To throw some milk in your sambhar, the whistle blows of the security-issued in public nuisance and in-time woes push them back from Condivia [set all flags to ‘na jao saiyya’ (Don’t get lost darling)].

In the background: people notice the first day at cool, the deletion of M is taken as a causality and not casually… hearts break and those hopers against hope (who still believed in the “frands” theory) now run for the dope because its now only in hallucinations that the dream girl will shine for you the signal GREEN, for a long time we mean!

Come on Byabee!! Its on!!

Well, this is to certify that the Alpha’s have united, completely and wholly, you are now allowed to honor them, with figs or flint stones, envy them hate them but you can never ignore them!

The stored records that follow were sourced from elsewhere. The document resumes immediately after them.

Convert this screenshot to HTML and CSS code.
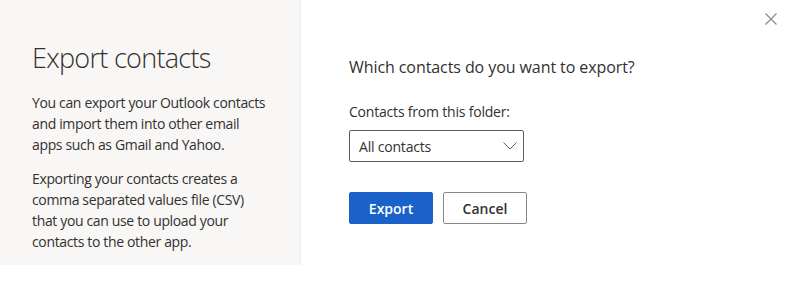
FILE: index.html
```html
<!DOCTYPE html>
<html lang="en">
<head>
    <meta charset="UTF-8">
    <title>Export contacts</title>
    <link rel="stylesheet" href="styles.css">
</head>
<body>

<div class="dialog">
    <div class="sidePanel">
        <h1 class="title">Export contacts</h1>
        <p class="info">You can export your Outlook contacts and import them into other email apps such as Gmail and Yahoo.</p>
        <p class="info">Exporting your contacts creates a comma separated values file (CSV) that you can use to upload your contacts to the other app.</p>
    </div>

    <div class="mainPanel">
        <h2 class="question">Which contacts do you want to export?</h2>
        <label class="fieldLabel">Contacts from this folder:</label>
        <div class="dropdown">
            <span>All contacts</span>
            <svg width="14" height="8" viewBox="0 0 14 8"><path d="M0.5 0.5 L7 7 L13.5 0.5" fill="none" stroke="#605e5c" stroke-width="1"/></svg>
        </div>
        <div class="actions">
            <button class="btn btnPrimary">Export</button>
            <button class="btn">Cancel</button>
        </div>
    </div>

    <button class="closeBtn" aria-label="Close">
        <svg width="12" height="12" viewBox="0 0 12 12"><path d="M0.5 0.5 L11.5 11.5 M11.5 0.5 L0.5 11.5" stroke="#8a8886" stroke-width="1.2"/></svg>
    </button>
</div>

</body>
</html>
```

FILE: styles.css
```css
body {
    margin: 0;
    background: #fff;
    font-family: "Open Sans", "Noto Sans", sans-serif;
    color: #323130;
}

.dialog {
    position: relative;
    display: flex;
    width: 800px;
    height: 301px;
}

.sidePanel {
    box-sizing: border-box;
    width: 301px;
    height: 265px;
    padding: 38px 32px 0 32px;
    background: #f8f7f5;
    border-right: 1px solid #edebe9;
}

.title {
    margin: 0 0 14px 0;
    font-size: 27px;
    font-weight: 300;
    line-height: 40px;
    letter-spacing: -0.7px;
}

.info {
    margin: 0 0 13px 0;
    font-size: 14px;
    line-height: 21px;
    letter-spacing: -0.35px;
}

.mainPanel {
    padding: 55px 0 0 48px;
    display: flex;
    flex-direction: column;
    align-items: flex-start;
}

.question {
    margin: 0 0 23px 0;
    font-size: 16px;
    font-weight: 400;
    line-height: 24px;
    letter-spacing: -0.08px;
}

.fieldLabel {
    font-size: 14px;
    line-height: 20px;
    margin-bottom: 8px;
    letter-spacing: -0.2px;
}

.dropdown {
    box-sizing: border-box;
    width: 175px;
    height: 32px;
    padding: 0 6px 0 9px;
    display: flex;
    align-items: center;
    justify-content: space-between;
    border: 1px solid #605e5c;
    border-radius: 2px;
    font-size: 14px;
    letter-spacing: -0.2px;
}

.actions {
    display: flex;
    gap: 10px;
    margin-top: 30px;
}

.btn {
    box-sizing: border-box;
    width: 84px;
    height: 32px;
    font-family: inherit;
    font-size: 14px;
    font-weight: 600;
    color: #323130;
    background: #fff;
    border: 1px solid #8a8886;
    border-radius: 2px;
}

.btnPrimary {
    background: #1a62c9;
    border-color: #1a62c9;
    color: #fff;
}

.closeBtn {
    position: absolute;
    top: 13px;
    right: 23px;
    padding: 0;
    border: none;
    background: none;
    line-height: 0;
}
```
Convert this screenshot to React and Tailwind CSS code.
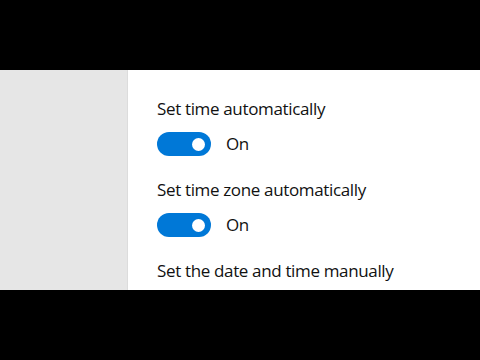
import React from 'react';

function Toggle() {
  return (
    <div className="flex items-center gap-[15px]">
      <div className="w-[54px] h-[24px] rounded-full bg-[#0078d7] flex items-center justify-end pr-[6px]">
        <div className="w-[13px] h-[13px] rounded-full bg-white" />
      </div>
      <span>On</span>
    </div>
  );
}

export default function App() {
  return (
    <div className="w-[480px] h-[360px] bg-black flex flex-col overflow-hidden" style={{ fontFamily: '"Open Sans", "Noto Sans", sans-serif' }}>
      <div className="h-[70px]" />
      <div className="h-[220px] flex overflow-hidden">
        <div className="w-[128px] bg-[#e6e6e6] border-r border-[#dcdcdc]" />
        <div className="flex-1 bg-white pl-[29px] pt-[27px] text-[17px] leading-[24px] tracking-[-0.35px] text-[#111]">
          <div>Set time automatically</div>
          <div className="mt-[11px]"><Toggle /></div>
          <div className="mt-[22px]">Set time zone automatically</div>
          <div className="mt-[11px]"><Toggle /></div>
          <div className="mt-[22px]">Set the date and time manually</div>
        </div>
      </div>
      <div className="h-[70px]" />
    </div>
  );
}
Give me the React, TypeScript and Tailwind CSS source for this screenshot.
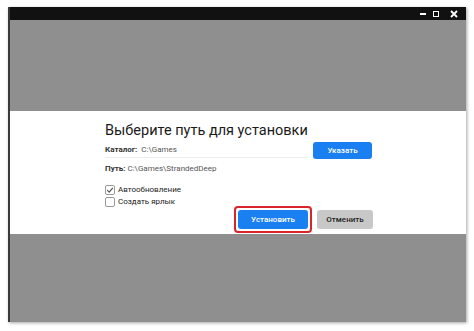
export default function App() {
  return (
    <div className="w-[474px] h-[331px] bg-white relative overflow-hidden" style={{ fontFamily: 'Roboto, "Noto Sans", sans-serif' }}>
      <div className="absolute left-[8px] top-[7px] w-[458px] h-[315px] flex flex-col bg-[#8f8f8f] border-l-2 border-[#3a3a3a] shadow-[1px_1px_3px_rgba(0,0,0,0.35)]">
        <div className="h-[13px] bg-[#111111] flex items-center justify-end pr-[8px] gap-[7px] shrink-0">
          <div className="w-[6px] h-[2px] bg-white" />
          <div className="w-[6px] h-[6px] border border-white" />
          <svg width="8" height="8" viewBox="0 0 8 8" className="ml-[4px]">
            <path d="M1 1L7 7M7 1L1 7" stroke="white" strokeWidth="1.8" />
          </svg>
        </div>
        <div className="h-[91px] shrink-0" />
        <div className="h-[123px] bg-white shrink-0 pl-[95px] pt-[11px]">
          <div className="text-[14.5px] leading-[18px] text-[#1a1a1a]">Выберите путь для установки</div>
          <div className="flex items-center mt-[2px]">
            <div className="w-[203px] h-[14px] border-b border-[#eeeeee] flex items-center text-[8px] text-[#555]">
              <span className="font-bold text-[#333]">Каталог:</span>
              <span className="ml-[4px]">C:\Games</span>
            </div>
            <div className="ml-[5px] w-[59px] h-[17px] rounded-[3px] bg-[#1a7ff0] text-white text-[8px] font-medium flex items-center justify-center">Указать</div>
          </div>
          <div className="text-[8px] leading-[10px] text-[#555] mt-[5px]">
            <span className="font-bold text-[#333]">Путь:</span> C:\Games\StrandedDeep
          </div>
          <div className="mt-[11px] flex items-center text-[8px] leading-[10px] text-[#222]">
            <svg width="10" height="10" viewBox="0 0 10 10">
              <rect x="0.5" y="0.5" width="9" height="9" rx="1.5" fill="white" stroke="#999" />
              <path d="M2.2 5.2L4.2 7.2L7.8 2.8" stroke="#555" strokeWidth="1.2" fill="none" />
            </svg>
            <span className="ml-[3px]">Автообновление</span>
          </div>
          <div className="mt-[2px] flex items-center text-[8px] leading-[10px] text-[#222]">
            <svg width="10" height="10" viewBox="0 0 10 10">
              <rect x="0.5" y="0.5" width="9" height="9" rx="1.5" fill="white" stroke="#999" />
            </svg>
            <span className="ml-[3px]">Создать ярлык</span>
          </div>
          <div className="flex justify-end items-center w-[268px] -mt-[1px] gap-[5px]">
            <div className="rounded-[4px] border-2 border-[#d9232d] p-[2px]">
              <div className="w-[70px] h-[19px] rounded-[3px] bg-[#1a7ff0] text-white text-[8px] font-medium flex items-center justify-center">Установить</div>
            </div>
            <div className="w-[56px] h-[19px] rounded-[3px] bg-[#c8c8c8] text-[#222] text-[8px] font-medium flex items-center justify-center">Отменить</div>
          </div>
        </div>
      </div>
    </div>
  );
}
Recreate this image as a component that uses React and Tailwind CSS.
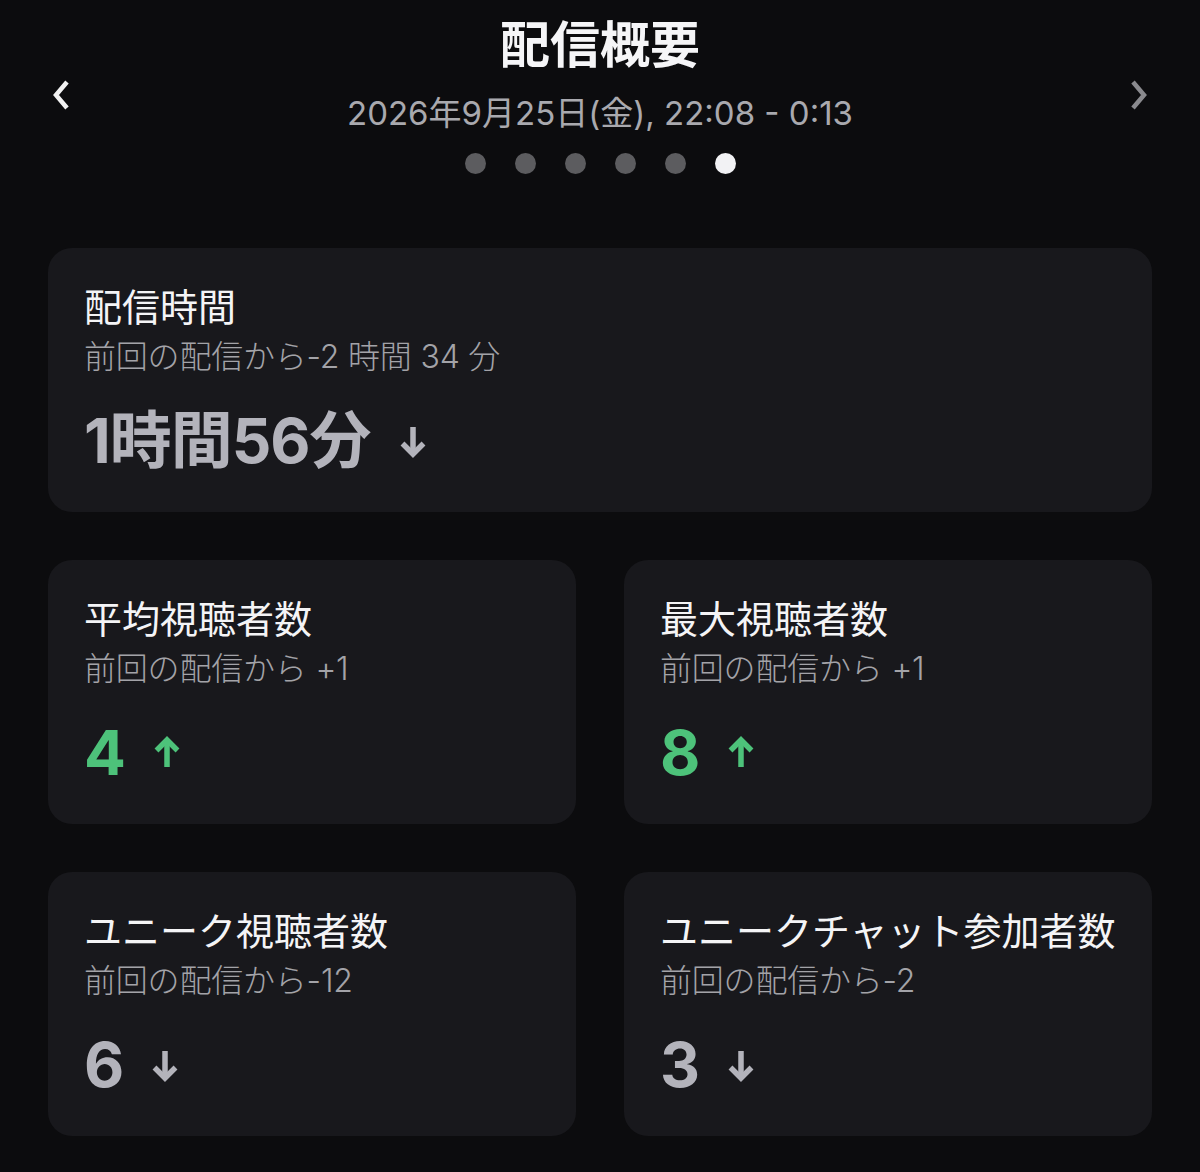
import React from 'react';

const FONT = "font-['Inter','Noto_Sans_CJK_JP',sans-serif]";

const ArrowIcon = ({ up, className }) => (
  <svg width="28" height="34" viewBox="0 0 28 34" fill="none" className={className}>
    {up ? (
      <>
        <path d="M14 31V4" stroke="currentColor" strokeWidth="5.5" />
        <path d="M3.5 14.5L14 4L24.5 14.5" stroke="currentColor" strokeWidth="5.5" strokeLinejoin="miter" />
      </>
    ) : (
      <>
        <path d="M14 3V30" stroke="currentColor" strokeWidth="5.5" />
        <path d="M3.5 19.5L14 30L24.5 19.5" stroke="currentColor" strokeWidth="5.5" strokeLinejoin="miter" />
      </>
    )}
  </svg>
);

const Chevron = ({ right, className }) => (
  <svg width="24" height="32" viewBox="0 0 24 32" fill="none" className={className}>
    {right ? (
      <path d="M7 3L18 16L7 29" stroke="currentColor" strokeWidth="4.5" />
    ) : (
      <path d="M17 3L6 16L17 29" stroke="currentColor" strokeWidth="4.5" />
    )}
  </svg>
);

const StatCard = ({ title, diff, value, up, className = '' }) => (
  <div className={`bg-[#18181c] rounded-[24px] px-[36px] pt-[37px] pb-[35px] ${className}`}>
    <h2 className="text-[38px] leading-[44px] font-normal text-[#f4f4f6]">{title}</h2>
    <p className="mt-2 text-[32px] leading-[40px] font-light text-[#a3a3a8] tracking-[-0.2px]">{diff}</p>
    <div className={`mt-7 flex items-center gap-[28px] h-[72px] ${up ? 'text-[#4dc27a]' : 'text-[#b3b3bb]'}`}>
      <span className="text-[62px] leading-[72px] font-bold tracking-[-1px]">{value}</span>
      <ArrowIcon up={up} />
    </div>
  </div>
);

export default function App() {
  return (
    <div className={`min-h-[1172px] bg-[#0c0c0e] px-12 pt-[15px] pb-[35px] ${FONT}`}>
      {/* Header */}
      <div className="grid grid-cols-[40px_1fr_40px] items-center">
        <Chevron className="text-[#f2f2f2] ml-[2px]" />
        <div className="flex flex-col items-center">
          <h1 className="text-[50px] leading-[60px] font-bold text-[#f5f5f7]">配信概要</h1>
          <p className="mt-[18px] text-[33px] leading-[40px] text-[#a9a9ae]">2026年9月25日(金), 22:08 - 0:13</p>
          <div className="mt-[20px] flex items-center gap-[29px]">
            {[0, 1, 2, 3, 4].map((i) => (
              <span key={i} className="w-[21px] h-[21px] rounded-full bg-[#5c5c5f]" />
            ))}
            <span className="w-[21px] h-[21px] rounded-full bg-[#f2f2f4]" />
          </div>
        </div>
        <Chevron right className="text-[#8a8a8e] justify-self-end mr-[2px]" />
      </div>

      {/* Stats */}
      <div className="mt-[74px] grid grid-cols-2 gap-12">
        <StatCard
          className="col-span-2"
          title="配信時間"
          diff="前回の配信から-2 時間 34 分"
          value="1時間56分"
          up={false}
        />
        <StatCard title="平均視聴者数" diff="前回の配信から +1" value="4" up />
        <StatCard title="最大視聴者数" diff="前回の配信から +1" value="8" up />
        <StatCard title="ユニーク視聴者数" diff="前回の配信から-12" value="6" up={false} />
        <StatCard title="ユニークチャット参加者数" diff="前回の配信から-2" value="3" up={false} />
      </div>
    </div>
  );
}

In true Indian tradition, many a pals from either side of Alpha jump in to carefully and most officiously do the duty of Laxman Bhaiya and ‘jeeja ki saali’ (the dreaded zenith of cheesiness- the sister-in-law).Proud of having accomplished the ‘propose’, they…… WALK! Because that’s all that they can do, as a nutritional viewpoint its great for the body to experience culinary delights of a cosmopolitan campus, on a financial note we call it ‘recession’!

The art of taxonomy, sister-concern of algorithms can be applied to divide Alpha Kumar (toned down by Mush from the Alpha male that he was) into three distinct types:-

a.) The Flaunter: more concerned about the external and the fact he’s got a GIRL, he’s the odd guy who floundered with his appearance and now goes fluctuating in low and high confidence modes depending on seeing people’s reactions on seeing him in algorithm.
b.) Metropolinas: the usual big city guy, uses ‘f*ck’, ‘macha’, ‘dude’, ‘bitches’ as speech punctuators, the pub monger, the disc deewana (mad-man), the rapper dude who jus got up the other day only to realize I’m outta this world! (pseudo intellectuals, Ganza-man etc. can be internal subdivisions).
c.) ‘Pavam’: nice dedicated server who from day one goes “committed”, polite to every one who eyes at him and treats everybody who sees his ‘her’ as an Afghan warlord through a sniper crossbar.

This phase, apart from the cash is typically the staple diet for the algorithm and it is thus the longest iterative algorithm. Though a certain algorithmic routine at love may bore almost all of us, the Alpha’s are blissfully a world apart as for them these are not roads, they are boulevards of heaven and these belligerent security guards, a grim reminder of omnipresent evil around us!
With each iteration, the flippancy, if at all sublimes and the love code is now burnt on to the chips of their brains.

Contact and whatever you may wish to imagine in this section, is usually in the good bye drama sequences in the vicinity of Condivia and if you’re lucky you might spot a rather elusive but exotic ‘Dilwale Dulhaniya…’ (Vampires took the Bride) types I-turn, u-turn buh! bye! sequences.

‘Good night with take care’ messages storm the network as though the lad’s to be drafted the next morning for a posting in Ladakh or the likes. This is how they days go by.. for now!